Business and Financial Law

Colorado Form 112 Instructions: Deadlines and Penalties

Learn who needs to file Colorado Form 112, when it's due, and what penalties apply if you miss deadlines or underpay your corporate income tax.

Every C corporation doing business in Colorado or earning income from Colorado sources must file Form DR 0112 each year to report income, deductions, and tax liability to the Colorado Department of Revenue. The return is due by May 15 for calendar-year filers, and the current corporate tax rate is 4.40% of Colorado net income. Getting the details right matters because several of the form’s requirements trip up even experienced filers, and penalties for mistakes or missed deadlines add up quickly.

Who Must File Form 112

Any C corporation subject to Colorado income tax must file Form 112 annually. That includes every corporation organized in Colorado (a domestic corporation) and any out-of-state corporation doing business in the state.1Department of Revenue – Taxation. Corporate Income Tax Guide Colorado considers an out-of-state corporation to be “doing business” here when its in-state activity exceeds the protections of federal Public Law 86-272 and it has substantial nexus with the state.

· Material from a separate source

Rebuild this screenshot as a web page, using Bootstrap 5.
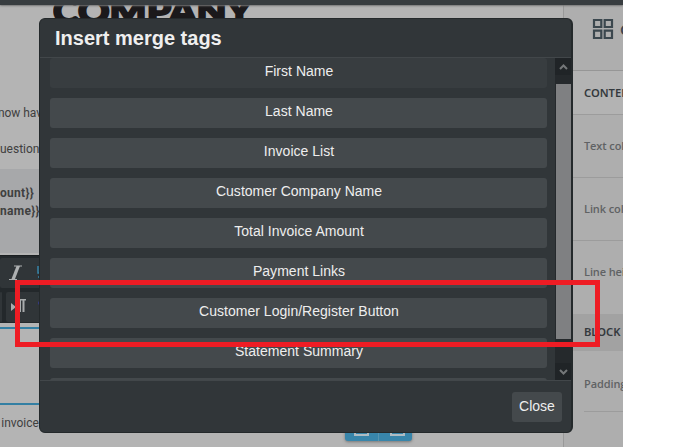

An out-of-state corporation has substantial nexus with Colorado for any tax period in which its Colorado property, payroll, or sales exceed any one of these thresholds:

  • Property in Colorado: more than $50,000
  • Payroll in Colorado: more than $50,000
  • Sales in Colorado: more than $500,000

A corporation also has substantial nexus if 25% or more of its total property, payroll, or sales are in Colorado.1Department of Revenue – Taxation. Corporate Income Tax Guide

Public Law 86-272 Protection

Federal law shields certain out-of-state sellers from state income tax. If a corporation’s only activity in Colorado is soliciting sales of tangible goods and all orders are sent out of state for acceptance and fulfillment, Colorado cannot impose an income tax filing obligation. This protection does not extend to sales of services.2Colorado Department of Revenue. General Information Letter 13-021 – Public Law 86-272 The protection also evaporates once employees go beyond solicitation, such as regularly accepting returns or handling warranty claims in the state.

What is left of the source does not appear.